Although Mr Orbán is a talented and ruthless politician, his takeover has been more than helped by the opposition’s divisions, incompetence and lack of leadership. Mass protests ring more than a bit hollow considering that a few days ago Mr Orban’s Fidesz party gained a two-thirds majority in a free and non-fraudulent (though unfair) parliamentary election, at a record-high turnout.

A quick note on fairness. Back in 2012, a new electoral law changed the rules of the game in Fidesz’s favour by re-districting the country and increasing the number of single-mandate constituencies in which the largest party enjoyed a natural advantage over its challengers.

As a result Fidesz now enjoys a supermajority despite receiving a little less than 50 per cent the popular vote. Mr Orbán also controls the vast majority of media outlets in the country, either directly or through a network of party-connected oligarchs. After the election, even the government’s leading critic, the former Fidesz-affiliated oligarch Lajos Simicska, has decided to cut his losses and close down the opposition outlets he had been bankrolling.

Still, the opposition parties could have worked around the skewed electoral rules by coordinating more closely and backing the strongest opposition candidates in each district. They chose not to, in part because that would involve working with the once neo-fascist Jobbik movement, which came second in the election with over a million votes.

Make no mistake, the risk of Hungary’s sliding towards fully-fledged authoritarianism is substantial.

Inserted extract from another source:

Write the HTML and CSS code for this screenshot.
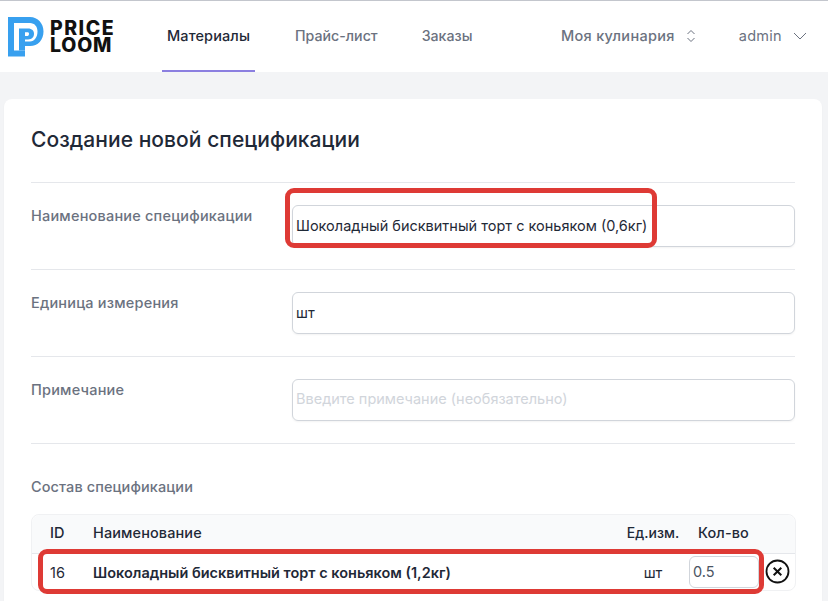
FILE: index.html
```html
<!DOCTYPE html>
<html lang="ru">
<head>
<meta charset="utf-8">
<title>Создание новой спецификации</title>
<link rel="stylesheet" href="styles.css">
</head>
<body>
<header class="topbar">
  <div class="logo">
    <svg class="logo-mark" width="36" height="40" viewBox="0 0 36 40">
      <path fill="#38a0ef" d="M0 0H22C30 0 35.500 6.500 35.500 14.500C35.500 23 30 29 22 29H15V24.500H22C26.500 24.500 29.500 20 29.500 14.500C29.500 9.500 26.500 6 22 6H6V33.500H17V39.500H0Z"/>
      <path fill="#38a0ef" d="M11 11.500H20C24 11.500 26 13.800 26 16.800C26 20 24 22.500 20 22.500H17V19H19.500C20.500 19 21 17.800 21 16.800C21 15.800 20.500 15.200 19.500 15.200H17V33.500H11Z"/>
    </svg>
    <div class="logo-text"><span class="logo-price">PRICE</span><span class="logo-loom">LOOM</span></div>
  </div>
  <nav class="nav">
    <a class="nav-item active">Материалы</a>
    <a class="nav-item">Прайс-лист</a>
    <a class="nav-item">Заказы</a>
  </nav>
  <div class="menus">
    <div class="menu org">Моя кулинария
      <svg width="10" height="14" viewBox="0 0 10 14"><path d="M1.500 5L5 1.500L8.500 5M1.500 9L5 12.500L8.500 9" fill="none" stroke="#6b7280" stroke-width="1"/></svg>
    </div>
    <div class="menu user">admin
      <svg width="14" height="8" viewBox="0 0 14 8"><path d="M1 1L7 7L13 1" fill="none" stroke="#6b7280" stroke-width="1"/></svg>
    </div>
  </div>
</header>
<main class="card">
  <h1 class="title">Создание новой спецификации</h1>
  <div class="row">
    <label class="label">Наименование спецификации</label>
    <div class="input">Шоколадный бисквитный торт с коньяком (0,6кг)</div>
  </div>
  <div class="row">
    <label class="label">Единица измерения</label>
    <div class="input">шт</div>
  </div>
  <div class="row">
    <label class="label">Примечание</label>
    <div class="input placeholder">Введите примечание (необязательно)</div>
  </div>
  <section class="composition">
    <h2 class="subtitle">Состав спецификации</h2>
    <div class="table">
      <div class="tr th">
        <div class="c-id">ID</div>
        <div class="c-name">Наименование</div>
        <div class="c-unit">Ед.изм.</div>
        <div class="c-qty">Кол-во</div>
      </div>
      <div class="tr td">
        <div class="c-id">16</div>
        <div class="c-name strong">Шоколадный бисквитный торт с коньяком (1,2кг)</div>
        <div class="c-unit">шт</div>
        <div class="c-qty"><div class="qty-input">0.5</div></div>
        <svg class="remove" width="25" height="25" viewBox="0 0 25 25"><circle cx="12.500" cy="12.500" r="11" fill="none" stroke="#111" stroke-width="1.800"/><path d="M8.700 8.700L16.300 16.300M16.300 8.700L8.700 16.300" stroke="#111" stroke-width="2"/></svg>
      </div>
    </div>
  </section>
</main>
<div class="mark mark-name"></div>
<div class="mark mark-row"></div>
</body>
</html>
```
FILE: styles.css
```css
* { box-sizing: border-box; }
html, body { margin: 0; height: 601px; overflow: hidden; }
body {
  background: #f3f4f6;
  font-family: Inter, "Noto Sans", sans-serif;
  color: #374151;
  position: relative;
}
.topbar {
  height: 72px;
  background: #fff;
  border-top: 1px solid #c3c6cd;
  display: flex;
  align-items: stretch;
  padding: 0 21px 0 8px;
}
.logo { display: flex; align-items: center; gap: 6px; width: 154px; }
.logo-text {
  display: flex;
  flex-direction: column;
  font-weight: 800;
  font-size: 19.500px;
  line-height: 17px;
  color: #111;
  margin-top: 1px;
}
.logo-price { letter-spacing: 1.500px; }
.logo-loom { letter-spacing: .800px; }
.nav { display: flex; gap: 33px; }
.nav-item {
  display: flex;
  align-items: center;
  padding: 0 5px;
  font-size: 14.200px;
  font-weight: 500;
  color: #6b7280;
  border-bottom: 2px solid transparent;
}
.nav-item.active {
  color: #1f2937;
  border-bottom-color: #8b7fe0;
  font-size: 14.500px;
  letter-spacing: .100px;
  margin-right: 2px;
}
.nav-item:last-child { margin-left: 1px; }
.menus { margin-left: auto; display: flex; align-items: center; gap: 43px; padding-bottom: 2px; }
.menu { display: flex; align-items: center; font-size: 14.500px; font-weight: 500; color: #6b7280; letter-spacing: .300px; }
.org { gap: 11px; }
.user { gap: 11px; font-weight: 400; }
.card {
  margin: 27px 6px 0 4px;
  background: #fff;
  border-radius: 8px;
  padding: 28px 27px 0;
  height: 520px;
  box-shadow: 0 1px 2px rgba(0,0,0,.04);
}
.title {
  margin: 0;
  height: 55px;
  font-size: 21px;
  line-height: 26px;
  font-weight: 500;
  color: #1f2937;
  letter-spacing: .050px;
}
.row {
  display: grid;
  grid-template-columns: 261px 1fr;
  border-top: 1px solid #e5e7eb;
  padding: 22px 0;
  height: 87px;
  width: 764px;
}
.label { font-size: 14.500px; font-weight: 500; color: #6b7280; line-height: 20px; margin-top: 1px; letter-spacing: .200px; }
.input {
  height: 42px;
  border: 1px solid #d1d5db;
  border-radius: 6px;
  padding: 0 3px;
  font-size: 14.500px;
  line-height: 40px;
  color: #1f2937;
  white-space: nowrap;
  box-shadow: 0 1px 2px rgba(0,0,0,.05);
}
.placeholder { color: #d1d5db; line-height: 38px; }
.composition { border-top: 1px solid #e5e7eb; width: 764px; padding-top: 33px; }
.subtitle { margin: 0 0 17px; font-size: 14.500px; line-height: 20px; font-weight: 500; color: #6b7280; letter-spacing: .100px; }
.table {
  width: 765px;
  border: 1px solid #f0f1f3;
  border-radius: 8px;
  font-size: 14.500px;
  color: #1f2937;
}
.tr { display: flex; align-items: center; position: relative; }
.th {
  height: 39px;
  padding-bottom: 3px;
  background: #f9fafb;
  border-bottom: 1px solid #e5e7eb;
  font-weight: 500;
  border-radius: 8px 8px 0 0;
  letter-spacing: .100px;
}
.td { height: 36px; }
.c-id { width: 61px; padding-left: 18px; }
.c-name { width: 531px; }
.strong { font-weight: 600; color: #1f2937; }
.c-unit { width: 58px; text-align: center; white-space: nowrap; }
.th .c-unit { font-size: 14px; letter-spacing: 0; }
.c-qty { width: 77px; padding-left: 7px; }
.th .c-qty { padding-left: 16px; white-space: nowrap; }
.qty-input {
  width: 70px;
  height: 32px;
  border: 1px solid #d1d5db;
  border-radius: 6px;
  padding: 0 3px;
  line-height: 30px;
  color: #4b5563;
}
.remove { position: absolute; left: 733px; top: 5px; }
.mark {
  position: absolute;
  border: 5px solid #de3a35;
  border-radius: 9px;
}
.mark-name { left: 285px; top: 188px; width: 372px; height: 60px; }
.mark-row { left: 38px; top: 549px; width: 726px; height: 45px; }
```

Besides gaming electoral rules and taking control of media and state apparatus including the judiciary, Fidesz also operates a vast network of patronage, in which party-connected businesses receive privileged access to public tenders, including those funded by the EU. Mr Orbán has made it no secret that he intends to tighten the screw – a few days after the election a pro-government outlet published a list of ‘Soros mercenaries’, printed in white on a black background with the thinly veiled purpose of intimidating the government’s critics, including NGO workers and academics at the Soros-funded Central European University.

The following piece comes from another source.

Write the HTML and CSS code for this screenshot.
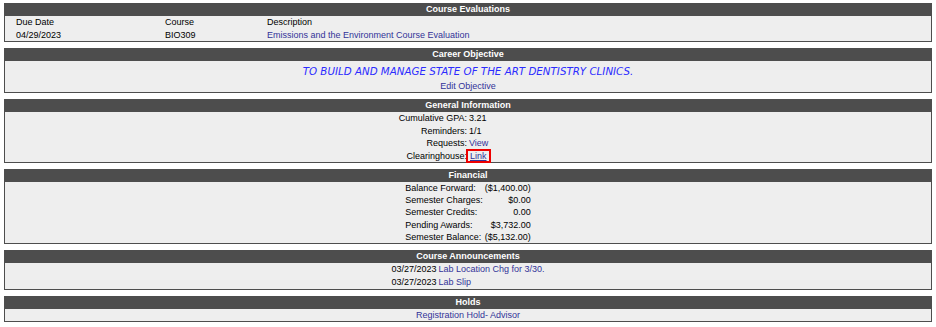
FILE: index.html
```html
<!DOCTYPE html>
<html lang="en">

<head>
	<meta charset="UTF-8">
	<title>Student Home</title>
	<link rel="stylesheet" href="styles.css">
</head>

<body>

	<div class="panel">
		<div class="panel-head">Course Evaluations</div>
		<div class="panel-body eval-grid">
			<div>Due Date</div>
			<div>Course</div>
			<div>Description</div>
			<div>04/29/2023</div>
			<div>BIO309</div>
			<div><a href="#">Emissions and the Environment Course Evaluation</a></div>
		</div>
	</div>

	<div class="panel">
		<div class="panel-head">Career Objective</div>
		<div class="panel-body center">
			<div class="objective">TO BUILD AND MANAGE STATE OF THE ART DENTISTRY CLINICS.</div>
			<div class="row"><a href="#">Edit Objective</a></div>
		</div>
	</div>

	<div class="panel">
		<div class="panel-head">General Information</div>
		<div class="panel-body info-grid">
			<div class="label">Cumulative GPA:</div>
			<div>3.21</div>
			<div class="label">Reminders:</div>
			<div>1/1</div>
			<div class="label">Requests:</div>
			<div><a href="#">View</a></div>
			<div class="label">Clearinghouse:</div>
			<div><a href="#" class="boxed">Link</a></div>
		</div>
	</div>

	<div class="panel">
		<div class="panel-head">Financial</div>
		<div class="panel-body center">
			<div class="money">
				<div>Balance Forward:</div><div class="amount">($1,400.00)</div>
				<div>Semester Charges:</div><div class="amount">$0.00</div>
				<div>Semester Credits:</div><div class="amount">0.00</div>
				<div>Pending Awards:</div><div class="amount">$3,732.00</div>
				<div>Semester Balance:</div><div class="amount">($5,132.00)</div>
			</div>
		</div>
	</div>

	<div class="panel">
		<div class="panel-head">Course Announcements</div>
		<div class="panel-body center pad">
			<div class="news">
				<div>03/27/2023</div><div><a href="#">Lab Location Chg for 3/30.</a></div>
				<div>03/27/2023</div><div><a href="#">Lab Slip</a></div>
			</div>
		</div>
	</div>

	<div class="panel">
		<div class="panel-head">Holds</div>
		<div class="panel-body center">
			<div class="row"><a href="#">Registration Hold- Advisor</a></div>
		</div>
	</div>

</body>

</html>
```

FILE: styles.css
```css
body {
	margin: 3px 4px;
	font-family: "Liberation Sans", Arial, sans-serif;
	font-size: 9px;
	color: #000;
	background-color: #fff;
}

a {
	color: #333399;
	text-decoration: none;
}

.panel {
	border: 1px solid #4d4d4d;
	border-top: none;
	margin-bottom: 6px;
	background-color: #eeeeee;
}

.panel-head {
	background-color: #4d4d4d;
	color: #fff;
	font-weight: bold;
	text-align: center;
	height: 13px;
	line-height: 13px;
}

.panel-body {
	line-height: 12.5px;
}

.pad {
	padding-bottom: 1px;
}

.center {
	text-align: center;
}

.eval-grid {
	display: grid;
	grid-template-columns: 149px 102px 1fr;
	padding-left: 11px;
}

.objective {
	font-family: "DejaVu Sans", Verdana, sans-serif;
	font-style: italic;
	font-size: 10.3px;
	color: #2b2bff;
	line-height: 17px;
	padding-top: 2px;
}

.row {
	line-height: 12px;
}

.info-grid {
	display: grid;
	grid-template-columns: 1fr 1fr;
	column-gap: 2px;
}

.info-grid .label {
	text-align: right;
}

.boxed {
	border: 2px solid #ee0000;
	margin-left: -3px;
	padding: 0 2px;
	text-decoration: underline;
}

.money {
	display: inline-grid;
	grid-template-columns: auto auto;
	column-gap: 2px;
	text-align: left;
	line-height: 12.2px;
}

.money .amount {
	text-align: right;
}

.news {
	display: inline-grid;
	grid-template-columns: auto auto;
	column-gap: 2px;
	text-align: left;
}
```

What should be the response of Hungary’s opposition? For one, stop indulging in fantasies. Not so long ago, many put their faith the Momentum Movement, founded by a group of young Hungarian professionals who successfully derailed Mr Orbán’s bid to host the Olympic games in Budapest. The movement promised not only to build a political alternative to Fidesz but also to rebuild politics from the ground up, giving a new role to spontaneous grassroots engagement as opposed to rigid party structures. In this parliamentary election, Momentum received 3 per cent of the popular vote.

Instead of hubris, the centrist liberal opposition needs to invest in conventional party structures that reach outside of the capital and can recruit candidates with local bona fides. It also needs to accept that Jobbik is a political force to be reckoned with. Without building coalitions and always backing the most promising anti-Fidesz candidate in every election, local or national, it will be impossible to ever weaken Mr Orbán’s hold on power.

Fidesz’s defeat is not going to come from the outside and certainly not in the form of a ‘rule of law’ procedure of the kind initiated against Poland by the European Commission. That said, it is hard to see why the European People’s Party keeps indulging Fidesz’s excesses – and also why the blatant politicisation of EU funds and their use for domestic corruption and patronage in new EU member states has not led to a serious rethink.

One external force that can make a difference is the Hungarian diaspora in Western Europe. The departure of hundreds of thousands of Hungarians to Austria, Germany, and the United Kingdom, driven overwhelmingly by a lack of economic opportunities at home, has been a loss to Hungary but has served Mr Orbán well. The overwhelmingly young and educated demographic group could not only be a political force in its own right, but also a source of funding for independent media and for budding political movements at home, independent of the trappings of the heavily politicised Hungarian economy.

The next four years will decide whether Hungary becomes the Turkey, or Russia of Central Europe. And unless opposition, civil society and ordinary Hungarians who value liberal democracy step up their game significantly, it is going to be an uphill battle.

Dalibor Rohac is a research fellow at the American Enterprise Institute.